How Long Does Infinite Width Last? Signal Propagation in Long-Range Linear Recurrences
arXiv:2605.05113v1 Announce Type: new
Abstract: We study signal propagation in linear recurrent models at finite width. While existing signal propagation theory relies predominantly on the infinite-width limit, it remains unclear for how long that approximation remains accurate when recurrent depth $t$ grows jointly with width $n$. This question is especially relevant for modern recurrent sequence models, whose natural operating regime involves long input sequences, i.e., large $t$. We derive exact finite-width formulas for the hidden state signal energies in linear recurrences under complex Gaussian initialization. Using these formulas, we identify the joint depth-width scaling regimes that govern signal propagation: (i) a subcritical regime $t=o(\sqrt n)$, in which the infinite-width approximation remains valid; (ii) a critical regime $t\sim c\sqrt n$, in which non-negligible deviations from infinite-width predictions appear and a nontrivial joint scaling limit emerges; and (iii) a supercritical regime $t\gg \sqrt n$, in which finite-width effects dominate.

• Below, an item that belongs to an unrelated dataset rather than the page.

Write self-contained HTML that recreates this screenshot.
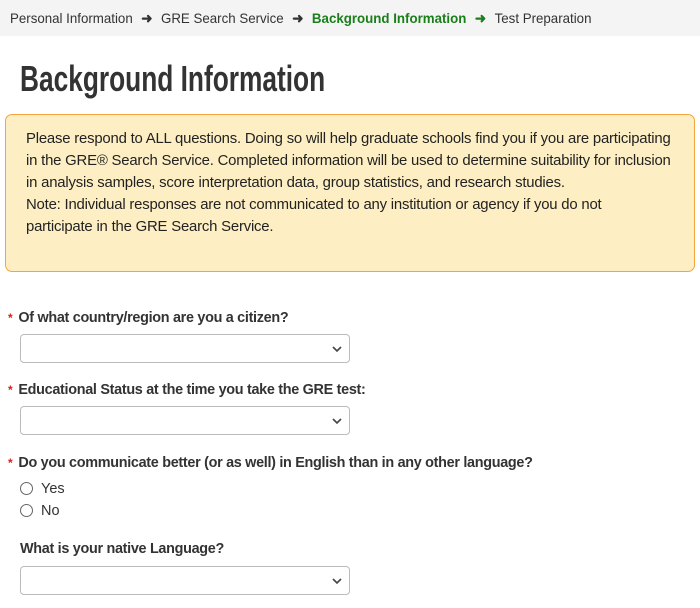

Thus, our results pinpoint the precise recurrent depth scale at which infinite-width theory breaks down in long-range linear recurrences. In turn, this shows when standard initialization schemes, such as Glorot, become unstable. More broadly, our results demonstrate that finite-width effects accumulate more rapidly with depth in recurrent models than in feedforward ones, leading to qualitatively different signal propagation behavior.